An offshore school provides education to mostly foreign students who plan on practising in the United States or Canada. In contrast are our public schools such as the nursing programme available at the Sir Arthur Lewis Community College which serves to edify local students who plan on working here. Naturally, offshore schooling would have to follow international accreditation guidelines to be accepted in other countries.
Said MP Joseph, accreditation has been an issue with which some of the universities have struggled over the past several years.
At the height of the Lambird’s Academy saga, the CEO of AIMU appeared on Rick Wayne’s TALK in 2015. When questioned about his school’s status, he failed to give a clear response but he bragged about Kenny Anthony’s involvement as a lecturer at his school. It is not clear whether the then House opposition leader was aware of the accreditation status of the school – now involved in litigation.
Students who completed their medical programmes at the Spartan Health Sciences University before January 1, 2009 are not allowed to take the Professional and Linguistic Assessments Board (PLAB) tests. This assessment would acknowledge that international medical graduates are qualified to practise medicine or health science in the United Kingdom. The rest of the medical establishments in Saint Lucia are listed under “qualifications which may be acceptable” for the PLAB test, meaning individuals are still not sure of being able to do the test.

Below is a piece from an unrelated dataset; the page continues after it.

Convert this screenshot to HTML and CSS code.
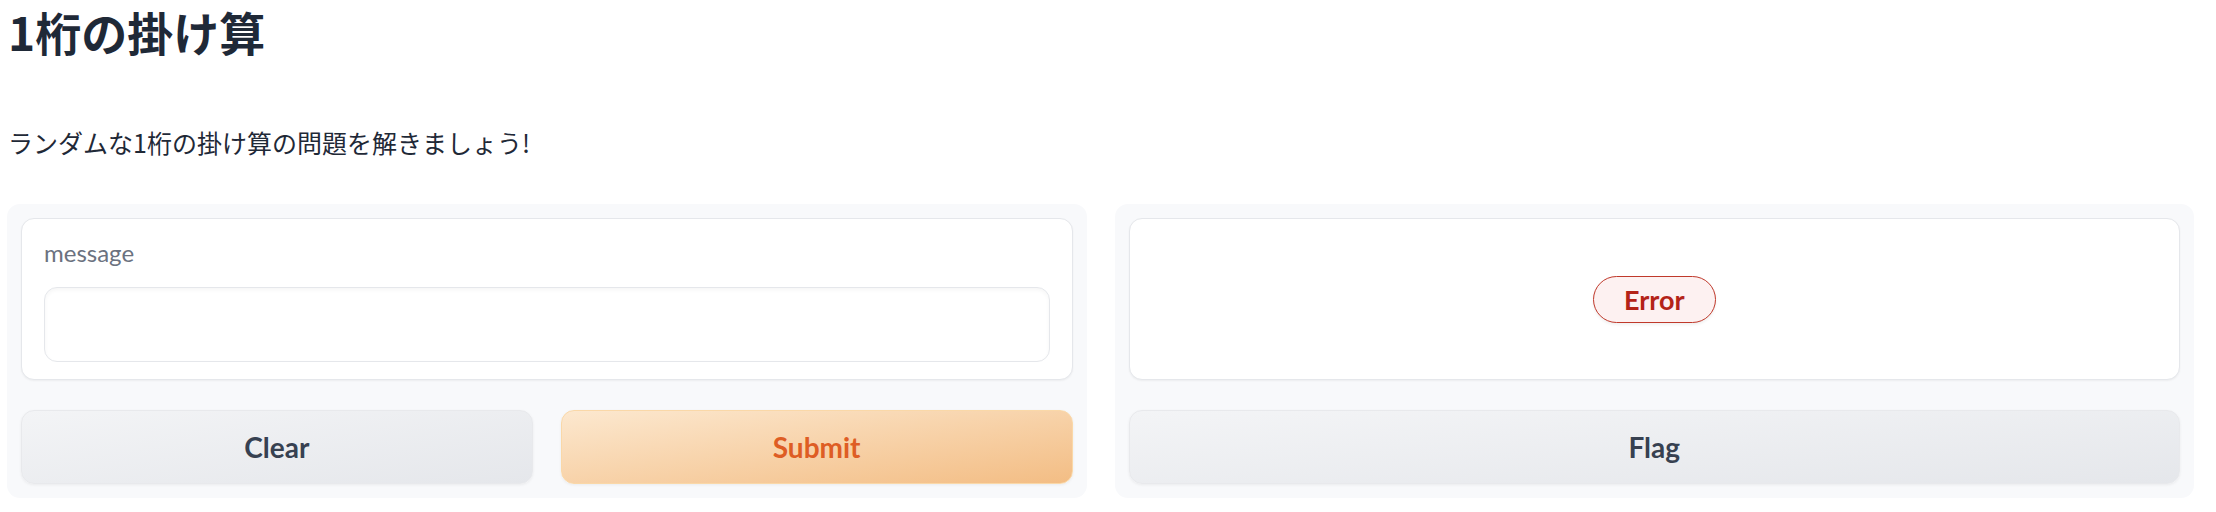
FILE: index.html
```html
<!DOCTYPE html>
<html lang="ja">
<head>
<meta charset="utf-8">
<title>1桁の掛け算</title>
<link rel="stylesheet" href="styles.css">
</head>
<body>
<div class="page">
  <h1 class="title">1桁の掛け算</h1>
  <p class="desc">ランダムな1桁の掛け算の問題を解きましょう!</p>
  <div class="row">
    <div class="panel">
      <div class="card input-card">
        <label class="label">message</label>
        <div class="textbox"></div>
      </div>
      <div class="btn-row">
        <button class="btn secondary">Clear</button>
        <button class="btn primary">Submit</button>
      </div>
    </div>
    <div class="panel">
      <div class="card output-card">
        <span class="badge">Error</span>
      </div>
      <button class="btn secondary full">Flag</button>
    </div>
  </div>
</div>
</body>
</html>
```
FILE: styles.css
```css
html, body {
  margin: 0;
  padding: 0;
  background: #ffffff;
}

body {
  font-family: "Lato", "Noto Sans CJK JP", sans-serif;
  color: #1f2937;
}

.page {
  padding: 0 22px 0 7px;
}

.title {
  font-family: "Noto Sans CJK JP", sans-serif;
  font-size: 46px;
  font-weight: 700;
  line-height: 54px;
  margin: 4px 0 0 1px;
  color: #1f2937;
}

.desc {
  font-family: "Noto Sans CJK JP", sans-serif;
  font-size: 25px;
  line-height: 37px;
  margin: 66px 0 0 1px;
  color: #1f2937;
}

.row {
  display: flex;
  gap: 28px;
  margin-top: 43px;
  align-items: stretch;
}

.panel {
  flex: 1 1 0;
  display: flex;
  flex-direction: column;
  gap: 30px;
  padding: 14px;
  background: #f8f9fb;
  border-radius: 13px;
}

.card {
  background: #ffffff;
  border: 1px solid #e5e7eb;
  border-radius: 13px;
  box-shadow: 0 1px 2px rgba(0, 0, 0, 0.05);
}

.input-card {
  display: flex;
  flex-direction: column;
  padding: 19px 22px 17px;
  gap: 19px;
}

.label {
  font-size: 24px;
  line-height: 30px;
  color: #6b7280;
}

.textbox {
  height: 75px;
  box-sizing: border-box;
  border: 1px solid #e5e7eb;
  border-radius: 13px;
  background: #ffffff;
  box-shadow: inset 0 2px 4px rgba(0, 0, 0, 0.04);
}

.output-card {
  flex: 1 1 auto;
  display: flex;
  align-items: center;
  justify-content: center;
}

.badge {
  font-size: 27px;
  font-weight: 700;
  line-height: 45px;
  padding: 0 30px;
  color: #b42318;
  background: #fdf1f1;
  border: 1px solid #c0392b;
  border-radius: 999px;
  box-shadow: 0 2px 3px rgba(0, 0, 0, 0.06);
}

.btn-row {
  display: flex;
  gap: 28px;
}

.btn {
  flex: 1 1 0;
  height: 74px;
  border-radius: 13px;
  font-family: "Lato", "Noto Sans CJK JP", sans-serif;
  font-size: 28px;
  font-weight: 700;
  cursor: pointer;
  box-shadow: 0 1px 3px rgba(0, 0, 0, 0.06);
}

.btn.full {
  flex: none;
  width: 100%;
}

.secondary {
  background: linear-gradient(to bottom right, #f3f4f6, #e5e7eb);
  border: 1px solid #e8e9ec;
  color: #374151;
}

.primary {
  background: linear-gradient(to bottom right, #fce8cf, #f3bd84);
  border: 1px solid #fad8a8;
  color: #de5d24;
}
```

The Medical Council of Canada recently posted that students from AIMU, AUSM, IAU, Washington Medical Sciences Institute and College of Medicine and Health Sciences (Destiny University) will not be eligible to apply for licensure or services of the Council if they have graduated after January 1, 2018. The situation is similar with the US.

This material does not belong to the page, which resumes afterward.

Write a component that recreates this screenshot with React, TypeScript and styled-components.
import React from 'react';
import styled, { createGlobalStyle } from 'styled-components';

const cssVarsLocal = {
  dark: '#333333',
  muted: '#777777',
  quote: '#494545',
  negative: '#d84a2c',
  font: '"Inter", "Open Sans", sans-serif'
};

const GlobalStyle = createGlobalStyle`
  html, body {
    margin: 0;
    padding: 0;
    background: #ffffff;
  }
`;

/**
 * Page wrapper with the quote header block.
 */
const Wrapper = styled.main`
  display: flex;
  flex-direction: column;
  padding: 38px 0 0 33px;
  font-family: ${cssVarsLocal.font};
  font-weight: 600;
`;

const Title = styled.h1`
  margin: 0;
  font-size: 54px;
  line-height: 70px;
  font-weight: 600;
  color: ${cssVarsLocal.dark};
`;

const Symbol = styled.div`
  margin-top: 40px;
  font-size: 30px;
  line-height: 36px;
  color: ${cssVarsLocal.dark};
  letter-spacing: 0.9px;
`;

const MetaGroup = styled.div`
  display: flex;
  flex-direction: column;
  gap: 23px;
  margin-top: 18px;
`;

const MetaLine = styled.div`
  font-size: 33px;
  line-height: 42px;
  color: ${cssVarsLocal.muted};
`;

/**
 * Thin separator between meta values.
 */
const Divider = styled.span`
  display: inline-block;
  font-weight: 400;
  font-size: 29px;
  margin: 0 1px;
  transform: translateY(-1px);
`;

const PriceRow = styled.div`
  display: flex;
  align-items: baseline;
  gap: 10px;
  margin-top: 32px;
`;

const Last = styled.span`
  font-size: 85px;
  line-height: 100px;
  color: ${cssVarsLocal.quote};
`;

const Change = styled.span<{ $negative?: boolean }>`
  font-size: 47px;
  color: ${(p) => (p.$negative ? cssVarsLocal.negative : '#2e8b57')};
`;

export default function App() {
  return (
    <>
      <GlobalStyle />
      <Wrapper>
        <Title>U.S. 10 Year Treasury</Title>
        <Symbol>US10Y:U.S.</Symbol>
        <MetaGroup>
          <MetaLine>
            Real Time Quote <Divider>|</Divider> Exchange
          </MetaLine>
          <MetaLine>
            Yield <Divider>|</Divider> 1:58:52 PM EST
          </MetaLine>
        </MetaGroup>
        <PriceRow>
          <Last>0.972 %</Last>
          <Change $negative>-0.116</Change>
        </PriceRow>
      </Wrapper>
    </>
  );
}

“Over the years, we have not had the necessary legislation to be able to hold institutions that come to this country accountable for what they are proposing,” said MP Guy Joseph, hence the bill to establish the CAAM-HP which was adopted by the House this week.
But what about the students who attended school before this bill was passed? Some fear they’ve wasted time and money. Others worry about where they will find the funds to pay for tuition at an accredited university. Still others who have graduated wonder what their next move might be. At this week’s House meeting Prime Minister Chastanet acknowledged successive governments had not been stern enough with the locally-based schools but he would now seek a special arrangement with the overseas authorities.